Ce qui est regrettable c’est de voir la gauche, ou une certaine gauche, éprouver, par exemple, une certaine mansuétude à l’égard du groupe Sexion d’Assaut qui tient des propos manifestement homophobes. Les mêmes sont plus durs avec Marine Le Pen lorsqu’elle prétend défendre les gays. C’est, à notre sens, une erreur stratégique qui peut, à terme, se payer durement dans les urnes, en particulier dans les grandes villes. En matière de stratégie électorale, il ne faut pas « flatter sa conscience avec son indignation » comme aurait dit Pasolini. Il faut d’abord être efficace politiquement.
DB : D’accord, mais vous parlez de paniques « morales ». Comment lutter politiquement ?
GB : Lutter contre les panique morales c’est à la fois bannir l’angélisme et le différentialisme et refuser le discours islamophobe et occidentaliste qui se pare des habits de la laïcité… Penser que la France est en voie d’islamisation relève du délire le plus achevé mais il ne faut pas, dans le même temps, refuser de voir qu’il existe des problèmes liés à des phénomènes para-sectaires qui posent des problèmes à beaucoup de nos concitoyens… Et qu’on cesse enfin de feindre d’assigner à « résidence culturelle » certains de nos concitoyens en les intégrant automatiquement à une catégorie religieuse…
DB : Penses-tu que la gauche peut sortir de l’angélisme pour reconquérir des classes populaires en quête de valeurs morales?
GB: Je pense que la gauche pèche par buonisme et aime avant tout flatter sa conscience en s’indignant. Il faut à la gauche le courage de regarder en face la société française. Elle doit analyser la géographie sociale du pays et la capacité de la droite à se fondre dans celle-ci en définissant un imaginaire collectif compatible avec elle.

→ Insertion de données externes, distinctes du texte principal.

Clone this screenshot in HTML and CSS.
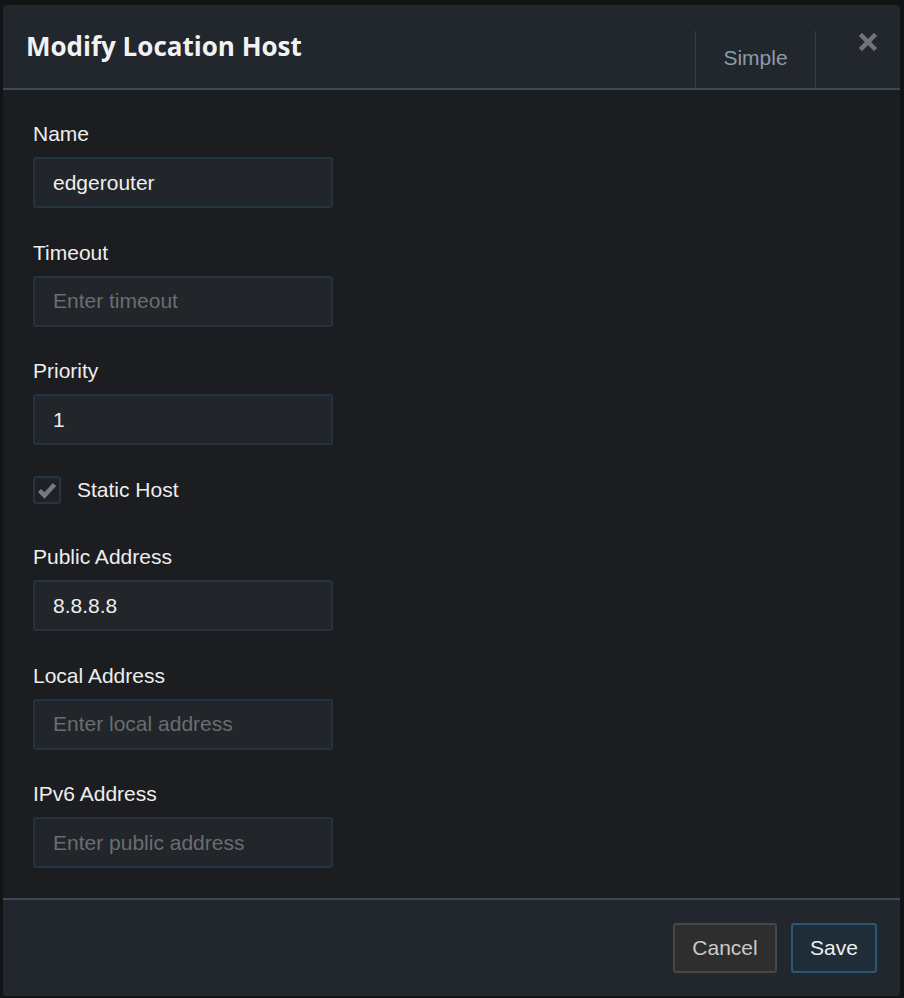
FILE: index.html
```html
<!DOCTYPE html>
<html lang="en">
<head>
  <meta charset="UTF-8">
  <meta name="viewport" content="width=device-width, initial-scale=1.0">
  <title>Modify Location Host</title>
  <link rel="stylesheet" href="styles.css">
</head>
<body>
  <div class="modal">
    <div class="modal-header">
      <h1>Modify Location Host</h1>
      <div class="header-tabs">
        <div class="tab">Simple</div>
        <button class="close" aria-label="Close">
          <svg width="18" height="18" viewBox="0 0 18 18">
            <path d="M3 3 L15 15 M15 3 L3 15" stroke="#707479" stroke-width="4.5" stroke-linecap="square"/>
          </svg>
        </button>
      </div>
    </div>

    <div class="modal-body">
      <div class="field">
        <label>Name</label>
        <input type="text" value="edgerouter">
      </div>
      <div class="field">
        <label>Timeout</label>
        <input type="text" placeholder="Enter timeout">
      </div>
      <div class="field">
        <label>Priority</label>
        <input type="text" value="1">
      </div>
      <div class="check-row">
        <span class="checkbox">
          <svg width="22" height="22" viewBox="0 0 22 22">
            <path d="M3.5 11.5 L8.5 16.5 L18.5 5.5" fill="none" stroke="#76797d" stroke-width="4.5"/>
          </svg>
        </span>
        <span class="check-label">Static Host</span>
      </div>
      <div class="field">
        <label>Public Address</label>
        <input type="text" value="8.8.8.8">
      </div>
      <div class="field">
        <label>Local Address</label>
        <input type="text" placeholder="Enter local address">
      </div>
      <div class="field last">
        <label>IPv6 Address</label>
        <input type="text" placeholder="Enter public address">
      </div>
    </div>

    <div class="modal-footer">
      <button class="btn btn-cancel">Cancel</button>
      <button class="btn btn-save">Save</button>
    </div>
  </div>
</body>
</html>
```

FILE: styles.css
```css
body {
  margin: 0;
  padding: 5px 4px 2px 3px;
  background-color: #111315;
  font-family: "Liberation Sans", Arial, sans-serif;
  color: #e6e6e6;
}

.modal {
  width: 897px;
  background-color: #1c1d20;
  border-radius: 4px;
  overflow: hidden;
}

.modal-header {
  height: 83px;
  display: flex;
  justify-content: space-between;
  background-color: #22262d;
  border-bottom: 2px solid #3a4a58;
}

.modal-header h1 {
  margin: 0;
  padding: 23px 0 0 23px;
  font-family: "Open Sans", sans-serif;
  font-size: 26px;
  font-weight: 700;
  line-height: 36px;
  color: #f2f2f2;
}

.header-tabs {
  display: flex;
  align-items: flex-start;
}

.tab {
  width: 119px;
  height: 57px;
  margin-top: 26px;
  border-left: 1px solid #343f49;
  border-right: 1px solid #343f49;
  text-align: center;
  font-size: 21px;
  line-height: 54px;
  color: #8b9cac;
}

.close {
  width: 84px;
  height: 36px;
  margin-top: 19px;
  padding: 0 0 0 20px;
  border: none;
  background: none;
  display: flex;
  justify-content: center;
  align-items: center;
  cursor: pointer;
}

.modal-body {
  padding: 32px 30px 30px;
}

.field {
  margin-bottom: 32.5px;
}

.field.last {
  margin-bottom: 0;
}

.field label {
  display: block;
  font-size: 21px;
  line-height: 24px;
  margin-bottom: 11px;
  color: #eeeeee;
}

.field input {
  box-sizing: border-box;
  width: 300px;
  height: 51px;
  padding: 0 18px;
  background-color: #22252a;
  border: 2px solid #233441;
  border-radius: 3px;
  font-family: "Liberation Sans", Arial, sans-serif;
  font-size: 21px;
  color: #eeeeee;
  outline: none;
}

.field input::placeholder {
  color: #6a6d71;
}

.check-row {
  display: flex;
  align-items: center;
  margin-top: -1.5px;
  margin-bottom: 41px;
  height: 28px;
}

.checkbox {
  box-sizing: border-box;
  width: 28px;
  height: 28px;
  border: 2px solid #253643;
  border-radius: 3px;
  display: flex;
  justify-content: center;
  align-items: center;
  background-color: #1e2125;
}

.check-label {
  margin-left: 16px;
  font-size: 21px;
  color: #eeeeee;
}

.modal-footer {
  height: 96px;
  display: flex;
  justify-content: flex-end;
  align-items: center;
  gap: 14px;
  padding-right: 23px;
  background-color: #22262d;
  border-top: 2px solid #3a4a58;
}

.btn {
  height: 50px;
  padding: 0;
  border-radius: 3px;
  font-family: "Liberation Sans", Arial, sans-serif;
  font-size: 21px;
  cursor: pointer;
}

.btn-cancel {
  width: 104px;
  background-color: #2e2e2e;
  border: 2px solid #474747;
  color: #c9c9c9;
}

.btn-save {
  width: 86px;
  background-color: #1f2d38;
  border: 2px solid #2c5672;
  color: #eeeeee;
}
```
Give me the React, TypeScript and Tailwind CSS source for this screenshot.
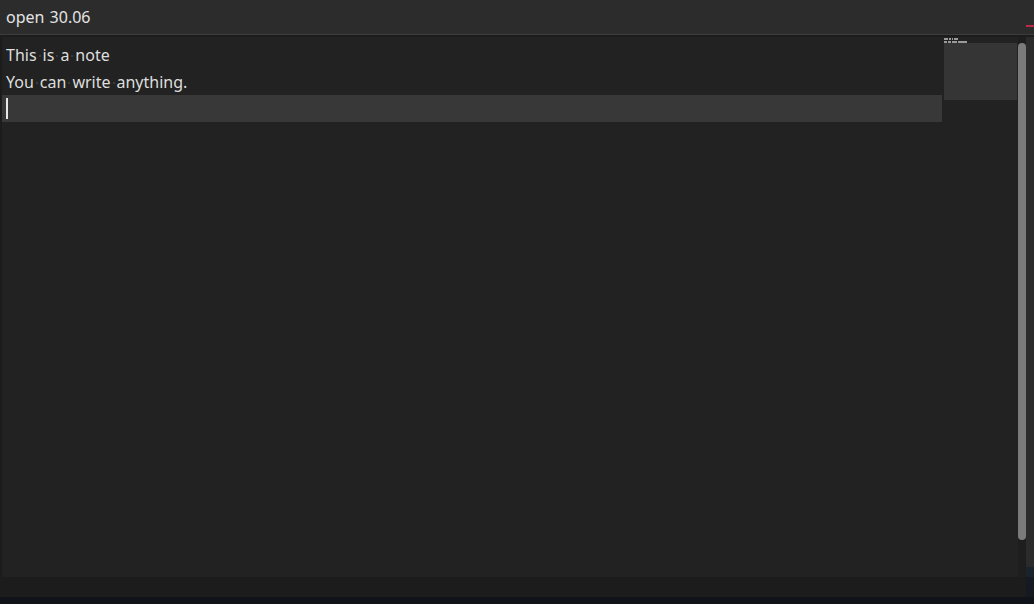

Nous avions analysé cette géographie sociale dans Recherche le peuple désespérément. Aujourd’hui nous nous attachons à décrire la droitisation dans Voyage au bout de la droite. Les hésitations stratégiques de Messieurs Buisson et Guaino, la difficile articulation de la visite au Puy-en-Velay et de la défense de la laïcité, l’impossibilité évidente, pour la droite, de faire campagne sur le mérite et le pouvoir d’achat, laissent l’élection présidentielle très ouverte.
DB : Donc, l’effondrement actuel de la popularité de Nicolas Sarkozy ne garantit pas la victoire de la gauche en 2012 ?

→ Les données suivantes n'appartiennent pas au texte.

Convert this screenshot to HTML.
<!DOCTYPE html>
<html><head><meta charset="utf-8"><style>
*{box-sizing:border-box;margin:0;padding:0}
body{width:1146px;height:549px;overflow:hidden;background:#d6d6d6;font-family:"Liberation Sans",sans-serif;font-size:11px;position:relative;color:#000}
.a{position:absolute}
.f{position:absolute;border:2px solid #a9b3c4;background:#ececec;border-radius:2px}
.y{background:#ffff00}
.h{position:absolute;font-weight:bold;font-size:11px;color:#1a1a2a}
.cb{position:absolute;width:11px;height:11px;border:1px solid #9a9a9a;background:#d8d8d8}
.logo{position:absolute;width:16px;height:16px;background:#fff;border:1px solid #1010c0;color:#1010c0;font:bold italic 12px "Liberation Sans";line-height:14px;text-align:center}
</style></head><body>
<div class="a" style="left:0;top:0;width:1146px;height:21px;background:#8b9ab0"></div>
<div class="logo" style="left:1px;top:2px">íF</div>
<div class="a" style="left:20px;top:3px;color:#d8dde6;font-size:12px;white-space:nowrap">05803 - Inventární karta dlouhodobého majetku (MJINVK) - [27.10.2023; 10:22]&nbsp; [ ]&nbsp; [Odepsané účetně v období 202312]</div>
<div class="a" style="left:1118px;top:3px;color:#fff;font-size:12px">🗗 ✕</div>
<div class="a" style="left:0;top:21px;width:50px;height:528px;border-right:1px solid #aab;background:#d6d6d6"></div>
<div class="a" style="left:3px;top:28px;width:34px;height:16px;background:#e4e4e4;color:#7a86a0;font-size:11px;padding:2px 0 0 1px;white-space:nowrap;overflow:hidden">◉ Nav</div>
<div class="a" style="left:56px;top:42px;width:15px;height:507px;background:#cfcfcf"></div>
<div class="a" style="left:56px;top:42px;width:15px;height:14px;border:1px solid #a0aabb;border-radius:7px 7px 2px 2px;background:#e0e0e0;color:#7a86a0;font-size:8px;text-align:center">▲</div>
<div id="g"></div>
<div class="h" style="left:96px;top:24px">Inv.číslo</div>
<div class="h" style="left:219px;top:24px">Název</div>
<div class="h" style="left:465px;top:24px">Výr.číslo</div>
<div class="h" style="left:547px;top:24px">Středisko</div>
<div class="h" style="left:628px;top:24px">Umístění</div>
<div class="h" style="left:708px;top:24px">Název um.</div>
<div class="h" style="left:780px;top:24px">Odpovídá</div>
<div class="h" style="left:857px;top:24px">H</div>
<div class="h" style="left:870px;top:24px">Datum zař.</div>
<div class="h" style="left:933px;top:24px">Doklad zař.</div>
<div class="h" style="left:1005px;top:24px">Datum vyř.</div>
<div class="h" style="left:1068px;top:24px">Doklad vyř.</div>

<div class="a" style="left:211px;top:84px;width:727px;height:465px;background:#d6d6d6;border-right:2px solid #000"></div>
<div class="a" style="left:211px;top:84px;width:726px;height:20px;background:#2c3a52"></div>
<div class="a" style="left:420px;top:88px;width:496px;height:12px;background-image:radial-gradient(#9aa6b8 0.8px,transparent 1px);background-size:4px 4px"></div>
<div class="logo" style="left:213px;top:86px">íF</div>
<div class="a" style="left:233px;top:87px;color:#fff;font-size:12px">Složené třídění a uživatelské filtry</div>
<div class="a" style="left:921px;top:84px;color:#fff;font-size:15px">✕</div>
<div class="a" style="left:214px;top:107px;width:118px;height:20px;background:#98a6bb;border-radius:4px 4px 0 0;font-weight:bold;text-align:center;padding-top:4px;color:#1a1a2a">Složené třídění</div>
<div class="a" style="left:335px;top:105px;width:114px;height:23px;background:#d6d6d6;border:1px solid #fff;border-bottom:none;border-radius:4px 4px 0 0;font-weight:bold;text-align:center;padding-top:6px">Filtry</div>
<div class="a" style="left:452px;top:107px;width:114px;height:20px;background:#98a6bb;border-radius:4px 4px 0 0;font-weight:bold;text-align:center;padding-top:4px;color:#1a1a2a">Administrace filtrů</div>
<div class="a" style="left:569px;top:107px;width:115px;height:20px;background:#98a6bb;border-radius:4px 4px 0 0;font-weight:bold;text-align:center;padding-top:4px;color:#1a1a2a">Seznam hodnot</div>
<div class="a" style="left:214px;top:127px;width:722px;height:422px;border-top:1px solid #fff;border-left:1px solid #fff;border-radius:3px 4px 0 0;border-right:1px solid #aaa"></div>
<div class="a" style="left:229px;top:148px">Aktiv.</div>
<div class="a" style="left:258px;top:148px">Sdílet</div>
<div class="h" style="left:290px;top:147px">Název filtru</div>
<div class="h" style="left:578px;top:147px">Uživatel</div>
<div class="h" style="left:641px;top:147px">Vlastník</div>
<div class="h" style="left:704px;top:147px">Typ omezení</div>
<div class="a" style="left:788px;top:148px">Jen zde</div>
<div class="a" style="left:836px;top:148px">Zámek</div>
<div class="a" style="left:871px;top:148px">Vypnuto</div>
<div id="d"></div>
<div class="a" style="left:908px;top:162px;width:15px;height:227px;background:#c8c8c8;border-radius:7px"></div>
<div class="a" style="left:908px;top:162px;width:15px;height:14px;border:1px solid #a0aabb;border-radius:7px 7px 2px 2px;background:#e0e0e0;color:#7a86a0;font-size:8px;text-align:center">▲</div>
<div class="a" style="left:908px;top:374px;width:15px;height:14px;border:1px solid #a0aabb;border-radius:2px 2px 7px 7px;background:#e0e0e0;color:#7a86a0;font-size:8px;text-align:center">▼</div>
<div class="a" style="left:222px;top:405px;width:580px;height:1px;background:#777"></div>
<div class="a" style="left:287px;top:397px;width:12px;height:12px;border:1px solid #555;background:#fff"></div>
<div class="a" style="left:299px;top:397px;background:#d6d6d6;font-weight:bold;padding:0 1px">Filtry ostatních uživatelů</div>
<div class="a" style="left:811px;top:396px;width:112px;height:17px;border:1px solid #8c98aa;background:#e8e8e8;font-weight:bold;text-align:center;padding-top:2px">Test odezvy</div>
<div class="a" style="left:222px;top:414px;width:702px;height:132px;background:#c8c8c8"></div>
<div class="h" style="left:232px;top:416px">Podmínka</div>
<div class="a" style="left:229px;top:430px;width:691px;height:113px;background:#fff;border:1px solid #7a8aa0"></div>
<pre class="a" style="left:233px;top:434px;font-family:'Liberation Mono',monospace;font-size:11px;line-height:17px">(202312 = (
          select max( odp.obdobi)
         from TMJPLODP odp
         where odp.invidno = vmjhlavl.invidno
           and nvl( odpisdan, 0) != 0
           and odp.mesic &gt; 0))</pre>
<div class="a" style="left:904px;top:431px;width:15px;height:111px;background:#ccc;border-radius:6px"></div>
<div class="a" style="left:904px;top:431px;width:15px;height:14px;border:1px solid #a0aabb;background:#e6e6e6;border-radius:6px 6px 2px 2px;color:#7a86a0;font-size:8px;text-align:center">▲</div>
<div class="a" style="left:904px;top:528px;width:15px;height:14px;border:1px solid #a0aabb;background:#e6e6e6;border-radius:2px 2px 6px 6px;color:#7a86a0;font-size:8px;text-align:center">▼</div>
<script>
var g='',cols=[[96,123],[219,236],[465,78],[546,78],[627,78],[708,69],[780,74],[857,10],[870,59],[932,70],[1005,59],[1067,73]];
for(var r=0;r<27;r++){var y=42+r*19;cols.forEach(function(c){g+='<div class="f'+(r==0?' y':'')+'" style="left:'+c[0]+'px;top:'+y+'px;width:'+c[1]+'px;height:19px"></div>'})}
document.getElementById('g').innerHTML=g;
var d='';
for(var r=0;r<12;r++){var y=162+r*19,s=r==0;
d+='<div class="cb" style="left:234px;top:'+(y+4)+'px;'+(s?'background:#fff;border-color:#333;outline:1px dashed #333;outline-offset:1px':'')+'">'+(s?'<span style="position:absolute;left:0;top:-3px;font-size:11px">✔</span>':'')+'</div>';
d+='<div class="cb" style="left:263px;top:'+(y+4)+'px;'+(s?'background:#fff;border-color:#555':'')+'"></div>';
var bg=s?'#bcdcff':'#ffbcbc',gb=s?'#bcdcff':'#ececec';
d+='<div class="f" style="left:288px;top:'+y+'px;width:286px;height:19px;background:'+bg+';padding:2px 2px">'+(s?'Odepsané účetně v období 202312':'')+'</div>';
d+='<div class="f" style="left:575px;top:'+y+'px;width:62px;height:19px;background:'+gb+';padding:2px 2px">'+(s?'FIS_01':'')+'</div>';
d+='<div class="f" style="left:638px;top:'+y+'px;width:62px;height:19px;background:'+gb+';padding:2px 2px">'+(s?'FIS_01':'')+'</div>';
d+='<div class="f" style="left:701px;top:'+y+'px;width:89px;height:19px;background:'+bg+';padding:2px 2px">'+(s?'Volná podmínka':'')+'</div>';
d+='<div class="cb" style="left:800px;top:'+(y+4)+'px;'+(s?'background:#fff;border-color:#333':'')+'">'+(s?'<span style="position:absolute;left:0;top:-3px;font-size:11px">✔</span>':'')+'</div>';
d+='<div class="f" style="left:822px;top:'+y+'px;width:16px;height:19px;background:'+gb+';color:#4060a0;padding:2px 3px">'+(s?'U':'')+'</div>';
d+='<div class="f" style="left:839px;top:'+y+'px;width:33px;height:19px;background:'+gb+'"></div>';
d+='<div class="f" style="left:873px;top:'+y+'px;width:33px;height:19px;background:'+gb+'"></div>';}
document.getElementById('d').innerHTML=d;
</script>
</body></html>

GB : Certainement pas ! La gauche a donc tort de se reposer sur ses lauriers. On ne répondra pas à la droitisation en criant « à gauche, à gauche, à gauche ! ». Et pas plus en transformant l’adversaire en diable. Il s’agit de définir à la fois un projet pour le pays en rapport avec la mondialisation et un imaginaire collectif qui lui corresponde. Pour les droites, l’explication du monde est simple, « du coin de la rue à Kaboul ». Pour la gauche, quelle est-elle ?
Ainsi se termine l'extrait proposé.